La palabra Masaya ya no remite a la épica de los casi adolescentes que con pañuelos en el rostro enfrentaban a la dictadura asesina de Somoza. Masaya de 2018 es la épica de jóvenes que se enfrentan a aquellos “chamacos” ahora envejecidos: los sandinistas convertidos en el “somocismo del siglo XXI”.
Ya no hay nada heroico en Ortega. Lo recordaremos solo por cuatro grandes épicas. Una, “la piñata”, la operación mediante la cual, al perder las elecciones con Violeta Chamorro, cierta élite sandinista saqueó las arcas del Estado nicaragüense en quiebra para asegurar su futuro personal. Dos, el arreglo político con Arnoldo Alemán, político corrupto de ultraderecha, para modificar la Constitución a su antojo y asegurarse, luego de 3 derrotas consecutivas, su vuelta al poder con solo 30% del electorado. Tres, el incidente porno con el que, emulando a Rafael Leónidas Trujillo, el dictador dominicano, Ortega se graduó de acosador sexual con su propia hijastra. Y cuatro, las matanzas de 2018, en las que han dejado su vida por los menos 350 jóvenes nicaragüenses en apenas 3 meses de protesta.

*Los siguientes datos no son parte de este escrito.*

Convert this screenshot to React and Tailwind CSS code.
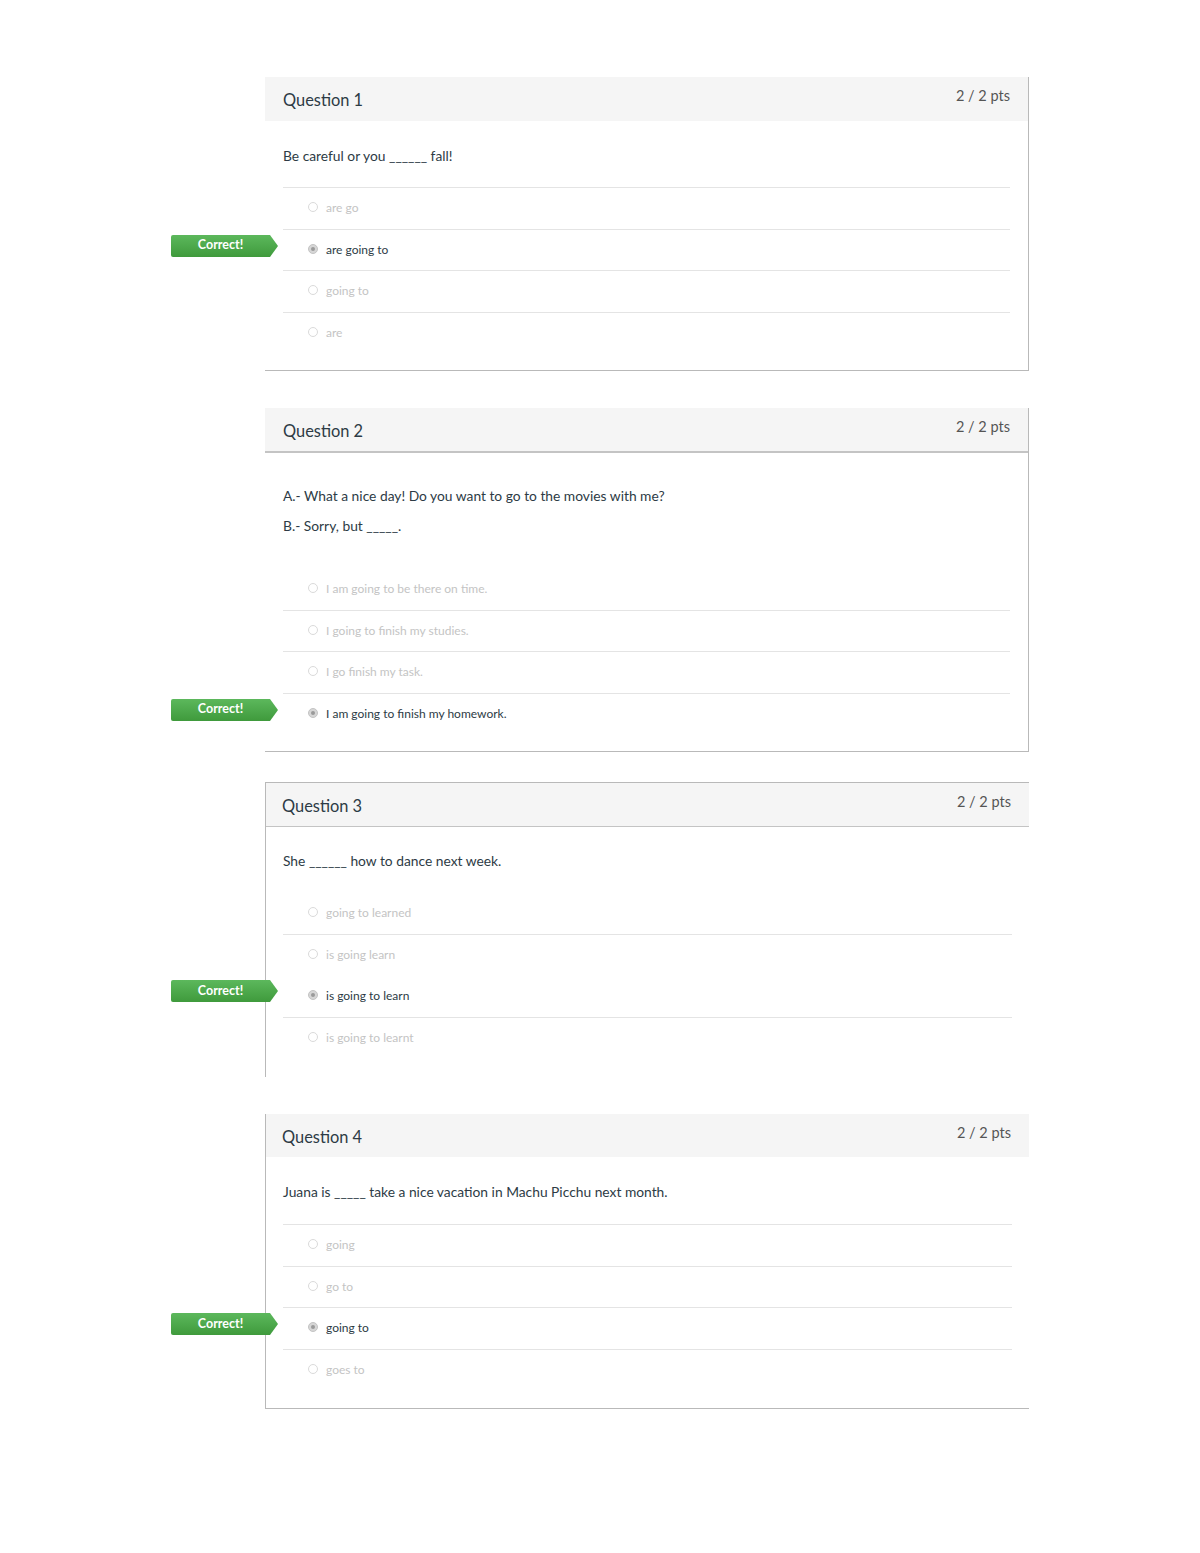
const QUESTIONS = [
  {
    title: "Question 1",
    card: "border-r border-b border-[#b9b9b9] mb-[37px]",
    header: "h-[44px] px-[18px]",
    body: "px-[18px] pb-[17px]",
    prompt: ["Be careful or you ______ fall!"],
    promptBox: "pt-[25px] h-[66px]",
    answers: [
      { text: "are go", line: true },
      { text: "are going to", line: true, correct: true },
      { text: "going to", line: true },
      { text: "are", line: true },
    ],
  },
  {
    title: "Question 2",
    card: "border-r border-b border-[#b9b9b9] mb-[30px]",
    header: "h-[45px] px-[18px] border-b-2 border-[#c4c4c4]",
    body: "px-[18px] pb-[17px]",
    prompt: ["A.- What a nice day! Do you want to go to the movies with me?", "B.- Sorry, but _____."],
    promptBox: "pt-[33px] h-[115px]",
    answers: [
      { text: "I am going to be there on time.", line: false },
      { text: "I going to finish my studies.", line: true },
      { text: "I go finish my task.", line: true },
      { text: "I am going to finish my homework.", line: true, correct: true },
    ],
  },
  {
    title: "Question 3",
    card: "border-t border-l border-[#b9b9b9] mb-[37px]",
    header: "h-[44px] pl-[16px] pr-[18px] border-b border-[#c4c4c4]",
    body: "pl-[17px] pr-[17px] pb-[19px]",
    prompt: ["She ______ how to dance next week."],
    promptBox: "pt-[24px] h-[65px]",
    answers: [
      { text: "going to learned", line: false },
      { text: "is going learn", line: true },
      { text: "is going to learn", line: false, correct: true },
      { text: "is going to learnt", line: true },
    ],
  },
  {
    title: "Question 4",
    card: "border-l border-b border-[#b9b9b9]",
    header: "h-[43px] pl-[16px] pr-[18px]",
    body: "pl-[17px] pr-[17px] pb-[18px]",
    prompt: ["Juana is _____ take a nice vacation in Machu Picchu next month."],
    promptBox: "pt-[25px] h-[67px]",
    answers: [
      { text: "going", line: true },
      { text: "go to", line: true },
      { text: "going to", line: true, correct: true },
      { text: "goes to", line: true },
    ],
  },
];

function CorrectBadge() {
  return (
    <div className="absolute left-[-112px] top-[5px] w-[107px] h-[22px]">
      <svg width="107" height="22" viewBox="0 0 107 22" className="absolute inset-0">
        <defs>
          <linearGradient id="g" x1="0" y1="0" x2="0" y2="1">
            <stop offset="0" stopColor="#5cb85c" />
            <stop offset="1" stopColor="#3f9a3c" />
          </linearGradient>
        </defs>
        <path d="M2 0H99L107 11L99 22H2Q0 22 0 20V2Q0 0 2 0Z" fill="url(#g)" />
      </svg>
      <div className="relative w-[99px] h-[22px] flex items-center justify-center text-white text-[12.5px] font-bold">
        Correct!
      </div>
    </div>
  );
}

function Answer({ a }) {
  return (
    <div className={`relative h-[41.5px] flex items-center pl-[25px] ${a.line ? "border-t border-[#e4e4e4]" : ""}`}>
      {a.correct && <CorrectBadge />}
      {a.correct ? (
        <span className="w-[10px] h-[10px] rounded-full bg-[#d6d6d6] border border-[#c4c4c4] flex items-center justify-center -mt-[2px]">
          <span className="w-[4px] h-[4px] rounded-full bg-[#9a9a9a]" />
        </span>
      ) : (
        <span className="w-[10px] h-[10px] rounded-full border border-[#dadada] bg-white -mt-[2px]" />
      )}
      <span className={`ml-[8px] text-[12px] ${a.correct ? "text-[#2d3b45]" : "text-[#c4c4c4]"}`}>{a.text}</span>
    </div>
  );
}

function QuestionCard({ q }) {
  return (
    <div className={`bg-white ${q.card}`}>
      <div className={`bg-[#f5f5f5] flex justify-between items-start ${q.header}`}>
        <div className="pt-[13px] text-[16.4px] leading-[20px] text-[#2d3b45]">{q.title}</div>
        <div className="pt-[9px] text-[14.5px] leading-[20px] text-[#555]">2 / 2 pts</div>
      </div>
      <div className={q.body}>
        <div className={`flex flex-col gap-[10px] ${q.promptBox}`}>
          {q.prompt.map((p) => (
            <div key={p} className="text-[13.8px] leading-[20px] text-[#2d3b45]">{p}</div>
          ))}
        </div>
        {q.answers.map((a) => (
          <Answer key={a.text} a={a} />
        ))}
      </div>
    </div>
  );
}

export default function App() {
  return (
    <div className="min-h-[1553px] bg-white font-['Lato',sans-serif]">
      <div className="ml-[265px] w-[764px] pt-[77px]">
        {QUESTIONS.map((q) => (
          <QuestionCard key={q.title} q={q} />
        ))}
      </div>
    </div>
  );
}
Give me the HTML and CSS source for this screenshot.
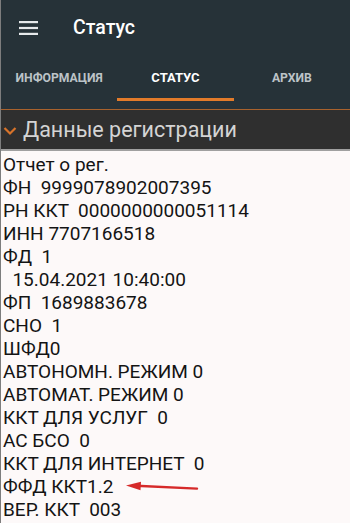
FILE: index.html
```html
<!DOCTYPE html>
<html lang="ru">
<head>
<meta charset="utf-8">
<link rel="stylesheet" href="styles.css">
</head>
<body>
<div class="app">
  <header class="toolbar">
    <svg class="menu" width="19" height="14" viewBox="0 0 19 14"><rect x="0" y="0" width="19" height="2.2" fill="#e6e9eb"/><rect x="0" y="5.9" width="19" height="2.2" fill="#e6e9eb"/><rect x="0" y="11.8" width="19" height="2.2" fill="#e6e9eb"/></svg>
    <h1 class="title">Статус</h1>
  </header>
  <nav class="tabs">
    <div class="tab">ИНФОРМАЦИЯ</div>
    <div class="tab active">СТАТУС</div>
    <div class="tab">АРХИВ</div>
  </nav>
  <div class="section">
    <svg class="chev" width="14" height="10" viewBox="0 0 14 10"><polyline points="1.5,2 7,7.5 12.5,2" fill="none" stroke="#d8732a" stroke-width="2.2"/></svg>
    <span class="section-title">Данные регистрации</span>
  </div>
  <div class="content">
<div class="line">Отчет о рег.</div>
<div class="line">ФН  9999078902007395</div>
<div class="line">РН ККТ  0000000000051114</div>
<div class="line">ИНН 7707166518</div>
<div class="line">ФД  1</div>
<div class="line">  15.04.2021 10:40:00</div>
<div class="line">ФП  1689883678</div>
<div class="line">СНО  1</div>
<div class="line">ШФД0</div>
<div class="line">АВТОНОМН. РЕЖИМ 0</div>
<div class="line">АВТОМАТ. РЕЖИМ 0</div>
<div class="line">ККТ ДЛЯ УСЛУГ  0</div>
<div class="line">АС БСО  0</div>
<div class="line">ККТ ДЛЯ ИНТЕРНЕТ  0</div>
<div class="line marked">ФФД ККТ1.2<svg class="arrow" width="73" height="12" viewBox="0 0 73 12"><line x1="10" y1="4.8" x2="71" y2="7.6" stroke="#d62a2a" stroke-width="2.4" stroke-linecap="round"/><polygon points="0,4.5 15,0.8 14.5,9.2" fill="#d62a2a"/></svg></div>
<div class="line">ВЕР. ККТ  003</div>
  </div>
</div>
</body>
</html>
```
FILE: styles.css
```css
html, body {
  margin: 0;
  padding: 0;
  background: #fdf9f9;
}
.app {
  width: 349px;
  height: 523px;
  overflow: hidden;
  border-left: 1px solid #7d7d7d;
  font-family: Roboto, "Noto Sans", sans-serif;
  background: #fdf9f9;
}
.toolbar {
  height: 56px;
  background: #263238;
  display: flex;
  align-items: center;
}
.menu {
  margin-left: 18px;
}
.title {
  margin: 0 0 2px 35px;
  font-size: 19.5px;
  font-weight: 500;
  color: #ffffff;
}
.tabs {
  display: flex;
  background: #263238;
  padding-bottom: 8px;
  border-bottom: 1.5px solid #a8622d;
}
.tab {
  flex: 1;
  height: 45px;
  display: flex;
  align-items: center;
  justify-content: center;
  padding-top: 1px;
  box-sizing: border-box;
  font-size: 12.2px;
  font-weight: 700;
  color: #bcc3c7;
  border-bottom: 3px solid transparent;
}
.tab.active {
  color: #ffffff;
  font-size: 13px;
  border-bottom-color: #e27b2a;
}
.section {
  height: 39px;
  background: #2f2f2f;
  border-bottom: 2px solid #a0a0a0;
  display: flex;
  align-items: center;
}
.chev {
  margin-left: 2px;
  margin-top: 2px;
}
.section-title {
  margin-left: 6px;
  font-size: 21.5px;
  color: #d4d4d4;
}
.content {
  padding: 2px 0 0 2px;
  color: #141414;
  font-size: 19px;
}
.line {
  white-space: pre;
  line-height: 23px;
  height: 23px;
}
.marked {
  display: flex;
  align-items: center;
}
.arrow {
  margin-left: 13px;
  margin-top: 0;
}
```
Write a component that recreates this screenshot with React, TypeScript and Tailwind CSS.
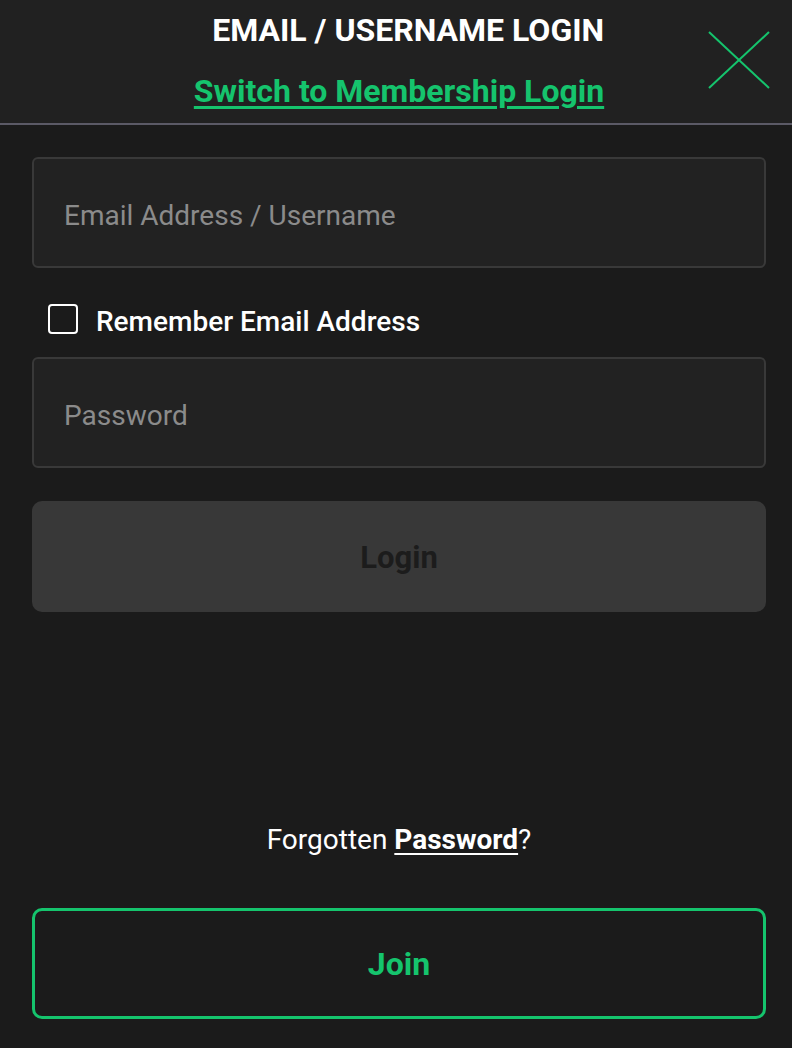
import { useState } from "react";

const font = { fontFamily: "Roboto, 'Liberation Sans', sans-serif" };

const Field = ({ placeholder, type = "text" }: { placeholder: string; type?: string }) => (
  <input
    type={type}
    placeholder={placeholder}
    className="h-[111px] w-full rounded-md border-2 border-[#393939] bg-[#222222] px-[30px] pt-[5px] text-[28px] text-white outline-none placeholder:text-[#8b8b8b]"
  />
);

export default function App() {
  const [remember, setRemember] = useState(false);

  return (
    <div className="min-h-[1048px] w-full bg-[#1b1b1b]" style={font}>
      {/* header */}
      <div className="relative h-[125px] border-b-2 border-[#5b5a66] bg-[#212121]">
        <div className="mx-auto flex w-fit translate-x-[3px] flex-col items-end pt-[10px]">
          <h1 className="text-[32px] font-bold leading-[40px] text-white">EMAIL / USERNAME LOGIN</h1>
          <a
            href="#"
            className="mt-[23px] text-[32px] font-bold leading-[36px] text-[#15c46d] underline decoration-[3px] underline-offset-[4px]"
          >
            Switch to Membership Login
          </a>
        </div>
        <button className="absolute right-[22px] top-[31px] h-[58px] w-[62px]" aria-label="Close">
          <svg viewBox="0 0 62 58" className="h-full w-full" fill="none" stroke="#15c46d" strokeWidth="2">
            <line x1="1" y1="1" x2="61" y2="57" />
            <line x1="61" y1="1" x2="1" y2="57" />
          </svg>
        </button>
      </div>

      {/* form */}
      <div className="flex flex-col pl-[32px] pr-[26px] pt-[32px] pb-[29px]">
        <Field placeholder="Email Address / Username" />

        <label className="flex cursor-pointer items-center gap-[18px] pl-[16px] pt-[36px] pb-[23px]">
          <span
            onClick={() => setRemember(!remember)}
            className="flex h-[30px] w-[30px] items-center justify-center rounded-[4px] border-2 border-white"
          >
            {remember && <span className="h-[14px] w-[14px] rounded-sm bg-white" />}
          </span>
          <span className="translate-y-[3px] text-[28px] font-medium leading-[30px] text-white">
            Remember Email Address
          </span>
        </label>

        <Field placeholder="Password" type="password" />

        <button className="mt-[33px] h-[111px] w-full rounded-[10px] bg-[#383838] pt-[4px] text-[31px] font-bold text-[#1c1c1c]">
          Login
        </button>

        <p className="mt-[212px] text-center text-[28px] leading-[32px] text-white">
          Forgotten{" "}
          <a href="#" className="font-bold underline decoration-2 underline-offset-[4px]">
            Password
          </a>
          ?
        </p>

        <button className="mt-[52px] h-[111px] w-full rounded-[10px] border-[3px] border-[#15c46d] text-[32px] font-bold text-[#15c46d]">
          Join
        </button>
      </div>
    </div>
  );
}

El proceso de democratización de América Latina, la ilusión de que podíamos vivir en un continente sin dictaduras, salvo la cubana, ha llegado a su fin. Las parejas Maduro-Flores y Ortega-Murillo han incorporado de nuevo el asesinato, la represión, el gobierno de facto como alternativa.
Mientras tanto, Rosario, una versión bananera de Cruela de Vil, una mujer que ha hecho de la maldad una opción del maquillaje, de la fealdad física una bandera de orgullo personal y de las supercherías metafísicas una metodología de gobierno, se frota las manos. Pero no para lavarse las manchas de sangre, como Lady Macbeth, sino para apretar a Ortega cada vez que intente sacar el dedo del gatillo.
A la misma hora, en La Habana un grupo de chavistas (los creadores del marxismo Capone) y los muchachos ya canosos del Foro de Sao Paulo (la izquierda necrofílica) beben su última cuba libre de esa noche y repiten: “Esos muertos que hoy lloráis no son gente, son agentes del Imperio que bien muertos están”.